Uncertainty manifests itself in local communities
where questions of safety, public disapproval and fear of mistakes emerge
in the minutiae of everyday life. Parents drive the children they want
to become independent and responsible to school and forbid them to play
in unsupervised places. Local councils close off local creeks for swimming
to avoid litigation, understanding that, because they cannot provide alternatives,
some young people will choose to continue or to find more antisocial activities
with which to occupy themselves. Risk emerges in school policies - for
example:
rules for excursions which minimise potential dangers but work as a disincentive,
confining young people to classrooms more than is desirable
handling complaints from parents - where maintaining the image of the school
might have to take precedence over tackling a difficult problem such as
racism
deciding how to manage primary to secondary transition programs - where
maintaining one school's numbers might come at the expense of a neighbour's
and to engage in competition might undermine cooperative activity that
is necessary for viability
The Principal and teachers are faced with weighty curriculum questions
- what kinds of knowledge, skills and attitudes do students who live in
the age of uncertainty need to know? There are implications for disciplines,
such as science which is both part of the problem and the solution to many
contemporary risks. There is a need for areas of knowledge such as philosophy,
which are largely unrepresented in the secondary curriculum, to help students
understand and think through ethical matters.

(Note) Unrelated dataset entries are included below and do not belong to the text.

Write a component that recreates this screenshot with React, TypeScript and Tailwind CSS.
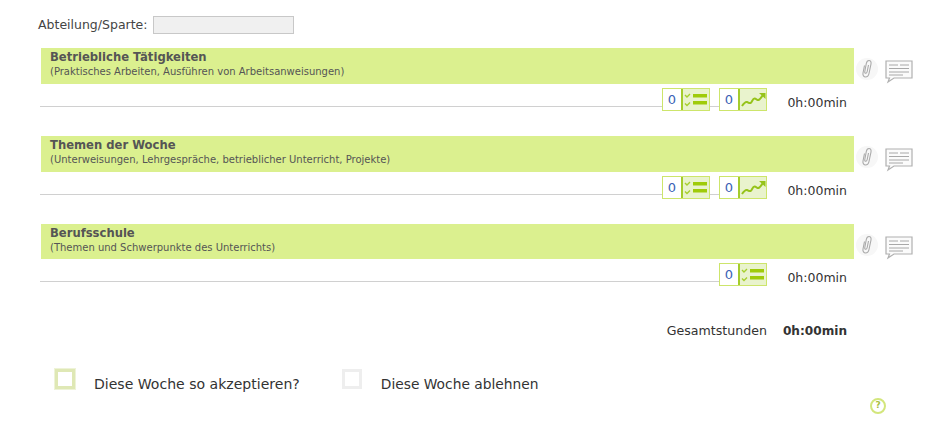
import React from "react";

const dejavu = "font-['DejaVu_Sans',sans-serif]";

const ChecklistIcon = () => (
  <svg width="25" height="17" viewBox="0 0 25 17" fill="none">
    <path d="M1 4l2 2 3-3M1 12.500l2 2 3-3" stroke="#a6cf2e" strokeWidth="1.400" />
    <rect x="9" y="3" width="14" height="3.500" fill="#9fcb0a" />
    <rect x="9" y="10" width="14" height="3.500" fill="#9fcb0a" />
  </svg>
);

const TrendIcon = () => (
  <svg width="25" height="17" viewBox="0 0 25 17" fill="none">
    <path d="M1 15c2-3 3.500-4.500 5-4s2 1.500 3.500 1 2-4.500 4-4.500 2.500 2 4 1.500 2.500-2 4-4.500" stroke="#96c31a" strokeWidth="2" />
    <path d="M18 2h6.500v6z" fill="#96c31a" />
  </svg>
);

const CounterBox = ({ icon }: { icon: React.ReactNode }) => (
  <div className="flex h-[23px] w-[48px] shrink-0 border border-[#cde56b] bg-white">
    <div className="flex w-5 items-center justify-center border-r-2 border-[#a4cc2c] text-[13px] text-[#3b62b5]">
      0
    </div>
    <div className="flex flex-1 items-center justify-center bg-[#e9f3cd]">{icon}</div>
  </div>
);

const PaperclipIcon = () => (
  <div className="flex h-[22px] w-[22px] items-center justify-center rounded-full bg-[#f7f7f7]">
    <svg width="12" height="20" viewBox="0 0 12 20" fill="none">
      <path
        d="M3.500 6.500L2 14c-.5 2.500 1 4 2.500 4s3-1 3.500-3.500l2-9.500c.4-2-.4-3.500-2-3.500S5.700 2.500 5.300 4.500L3.800 12.500c-.2 1 .1 1.800.9 1.800s1.300-.8 1.500-1.800l1.300-6.500"
        stroke="#a9a9a9"
        strokeWidth="1.100"
      />
    </svg>
  </div>
);

const CommentIcon = () => (
  <svg className="mt-[2px]" width="28" height="24" viewBox="0 0 28 24" fill="none">
    <path d="M1 1h26v17H9l-6 4 1.500-4H1z" fill="#fbfbfb" stroke="#b0b0b0" strokeWidth="1.200" />
    <path d="M4 5h9M15 5h9M4 8.500h20M4 12h20M4 15h14" stroke="#a8a8a8" strokeWidth="1" />
  </svg>
);

interface SectionProps {
  title: string;
  subtitle: string;
  showTrend?: boolean;
  barHeight?: string;
}

const Section = ({ title, subtitle, showTrend = true, barHeight = "h-9" }: SectionProps) => (
  <section className="h-[88px]">
    <div className="flex items-start">
      <div className={`${barHeight} ml-[41px] w-[813px] bg-[#dbf08f] pl-[9px] pt-[1px] text-[#555]`}>
        <div className="text-[11.600px] font-bold leading-[16px]">{title}</div>
        <div className="text-[10px] leading-[14px]">{subtitle}</div>
      </div>
      <div className="ml-[2px] mt-[10px] flex h-[22px] items-start gap-[7px]">
        <PaperclipIcon />
        <CommentIcon />
      </div>
    </div>
    <div className="ml-10 mt-1 flex w-[807px] items-end">
      <div className="mb-1 h-px flex-1 bg-[#d0d0d0]" />
      <CounterBox icon={<ChecklistIcon />} />
      {showTrend && (
        <>
          <div className="mb-1 h-px w-[9px] bg-[#d0d0d0]" />
          <CounterBox icon={<TrendIcon />} />
        </>
      )}
      <div className="-mb-[2px] w-[80px] text-right text-[12.500px] text-[#333]">0h:00min</div>
    </div>
  </section>
);

export default function App() {
  return (
    <div className={`${dejavu} h-[443px] w-[952px] overflow-hidden bg-white text-[#333]`}>
      <div className="flex h-[48px] items-start pl-[38px] pt-[16px]">
        <span className="text-[12.500px] leading-[18px] text-[#444]">Abteilung/Sparte:</span>
        <div className="ml-[5px] h-[18px] w-[141px] border border-[#c8c8c8] bg-[#f0f0f0]" />
      </div>

      <Section
        title="Betriebliche Tätigkeiten"
        subtitle="(Praktisches Arbeiten, Ausführen von Arbeitsanweisungen)"
      />
      <Section
        title="Themen der Woche"
        subtitle="(Unterweisungen, Lehrgespräche, betrieblicher Unterricht, Projekte)"
      />
      <Section
        title="Berufsschule"
        subtitle="(Themen und Schwerpunkte des Unterrichts)"
        showTrend={false}
        barHeight="h-[35px]"
      />

      <div className="mt-[10px] flex w-[847px] items-center justify-end">
        <span className="text-[12.600px] text-[#333]">Gesamtstunden</span>
        <span className="ml-4 text-[12.100px] font-bold text-[#333]">0h:00min</span>
      </div>

      <div className="mt-[28px] flex items-start pl-[55px]">
        <div className="h-5 w-5 border-[3px] border-[#dfe8b5] bg-white shadow-[0_0_0_1px_#eef3d8]" />
        <span className="ml-[19px] mt-[6px] text-[14.050px] leading-[18px] text-[#333]">
          Diese Woche so akzeptieren?
        </span>
        <div className="ml-[42px] h-5 w-5 border-[3px] border-[#eeeeee] bg-white" />
        <span className="ml-[19px] mt-[6px] text-[13.800px] leading-[18px] text-[#333]">
          Diese Woche ablehnen
        </span>
      </div>

      <div className="ml-[870px] mt-[5px] flex h-4 w-4 items-center justify-center rounded-full border-2 border-[#d3e67c] text-[9px] font-bold text-[#a8c040]">
        ?
      </div>
    </div>
  );
}
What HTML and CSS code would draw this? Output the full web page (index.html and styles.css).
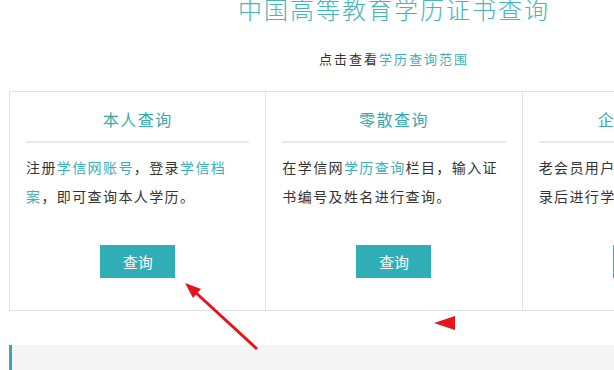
FILE: index.html
```html
<!DOCTYPE html>
<html lang="zh-CN">
<head>
    <meta charset="UTF-8">
    <title>学历查询</title>
    <link rel="stylesheet" href="styles.css">
</head>
<body>
    <div class="wrap">
        <h1 class="title">中国高等教育学历证书查询</h1>
        <p class="sub">点击查看<a href="#">学历查询范围</a></p>

        <!-- 三种查询方式 -->
        <div class="cards">
            <div class="card">
                <h3>本人查询</h3>
                <p>注册<a href="#">学信网账号</a>，登录<a href="#">学信档案</a>，即可查询本人学历。</p>
                <a class="btn" href="#">查询</a>
            </div>
            <div class="card">
                <h3>零散查询</h3>
                <p>在学信网<a href="#">学历查询</a>栏目，输入证书编号及姓名进行查询。</p>
                <a class="btn" href="#">查询</a>
            </div>
            <div class="card">
                <h3>企业用户查询</h3>
                <p>老会员用户可继续使用原账号登录后进行学历查询。</p>
                <a class="btn" href="#">查询</a>
            </div>
        </div>

        <div class="notice"></div>
    </div>

    <!-- 标注箭头 -->
    <svg class="marks" width="614" height="370" viewBox="0 0 614 370">
        <line x1="257" y1="349" x2="194" y2="291" stroke="#e8141a" stroke-width="3"/>
        <polygon points="185,283 201,289 193,298" fill="#e8141a"/>
        <polygon points="434,323 455,316 455,330" fill="#e8141a"/>
    </svg>
</body>
</html>
```

FILE: styles.css
```css
html, body {
    margin: 0;
    padding: 0;
    overflow: hidden;
    background: #fff;
}

body {
    font-family: "Noto Sans CJK SC", "Noto Sans", sans-serif;
    color: #333;
    position: relative;
    width: 614px;
    height: 370px;
}

a {
    color: #3ab0b6;
    text-decoration: none;
}

.wrap {
    width: 770px;
    margin-left: 9px;
}

.title {
    margin: -6px 0 0;
    font-size: 24px;
    line-height: 30px;
    font-weight: 300;
    letter-spacing: 2px;
    color: #44b5b8;
    text-align: center;
}

.sub {
    margin: 25px 0 0;
    font-size: 13px;
    line-height: 20px;
    letter-spacing: 2px;
    text-align: center;
}

.cards {
    display: flex;
    margin-top: 22px;
    border: 1px solid #e2e2e2;
}

.card {
    width: 224px;
    padding: 0 16px 32px;
    border-right: 1px solid #e2e2e2;
}

.card:last-child {
    border-right: none;
}

.card h3 {
    margin: 0;
    padding: 8px 0 3px;
    font-size: 16px;
    line-height: 38px;
    font-weight: normal;
    letter-spacing: 1.5px;
    color: #3aa9ae;
    text-align: center;
    border-bottom: 2px solid #e9e9e9;
}

.card p {
    margin: 10px 0 0;
    font-size: 14px;
    line-height: 29px;
    letter-spacing: 1.4px;
    height: 58px;
}

.btn {
    display: block;
    width: 75px;
    height: 33px;
    margin: 34px auto 0;
    line-height: 33px;
    text-align: center;
    font-size: 15px;
    color: #fff;
    background: #30aeb6;
}

.notice {
    margin-top: 34px;
    height: 25px;
    background: #f5f5f5;
    border-left: 3px solid #3aa9ae;
}

.marks {
    position: absolute;
    top: 0;
    left: 0;
}
```
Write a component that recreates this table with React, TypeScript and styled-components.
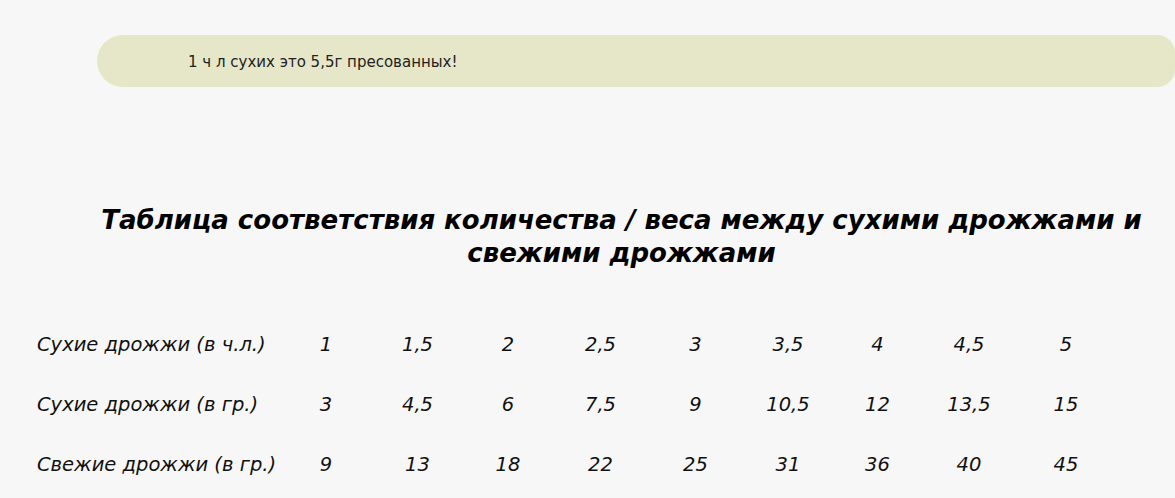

The media often paints a grim picture of
young people: they are portrayed as extremely pessimistic about their individual
and collective futures, as hedonist pleasure seekers engaged in anti-social
youth cultures, as vulnerable to advertising, fashion and sects, as subject
to severe mental illnesses resulting in life threatening behaviours, and
as feral and work shy. When three or more young people are gathered together
in a public space, many members of the community see a crime scene in the
making. These kind of moral panics contrast with the reality that only
ten percent of young people (27)
are not engaged in work, education or training, and that while they might
be concerned about issues such as the environment and prospects of world
peace, they also want opportunities to engage in discussion and social
action and they feel relatively optimistic about their personal futures.
Moral panics not only generate increased surveillance over young people
but also spawn projects directed towards ensuring that young people behave
themselves. Schools often find themselves caught up in a range of policing,
and remediating social educational programmes, since they are a convenient
place where numbers of young people can be surveyed and contacted. While
schools have always worked with the tensions of purposes arising from the
combinations of social control, education and socialisation, pressures
from the community and from public policy to 'solve' the perceived and
exaggerated 'youth problem' and alleviate social risks arising from the
unrestrained behaviour of youth are now significantly increased. They contrast
markedly with the educational goals of encouraging young people to become
active citizens, makers of their personal and social futures, leaders and
innovators, all which work from assumptions about the strengths and capabilities
of young people rather than second hand views of their deficiencies and
riskiness. Such dilemmas are left to individual schools, teachers and Principals
to resolve.
In a climate of uncertainty, government seeks
and needs, if it is to remain in power and position, to present the appearance
of being in control. It is castigated daily in the media for the personal
habits and peccadilloes of its members and tardiness in delivering promises,
no matter how idealistic they might have been. Government demands that
its instrument of management, the public bureaucracy, produces neat managed
plans, sets explicit outcomes and finds magic new solutions to intractable
old problems. It requires that there are consequences for those whose actions
make it seem out of control. There is a system to punish or fail to reward
those devolved managers who are not seen to perform, who are caught out
in no - win, no - win situations. In a climate of risk and uncertainty
everyone must act as if they are both being watched and they are watching
out. The Principal is made responsible for whatever happens in the school
and is expected to manage all short and long term demands without undue
fuss, not making mistakes, only drawing attention to things that will put
the school, system and government in a good light. There is considerable
potential for error, accident and conflict in an organisation as large
as a school, subject to trends and pressures that are often ignored by
policy. It is little wonder that Principals frequently feel themselves
to be torn between too many competing demands and agendas, juggling too
many issues, any one of which could turn into a major catastrophe or a
minor embarrassment. The demands of the Principal-ship are now a tall order
and the personal and emotional demands made on individual Principals are
largely unrecognised and unrewarded.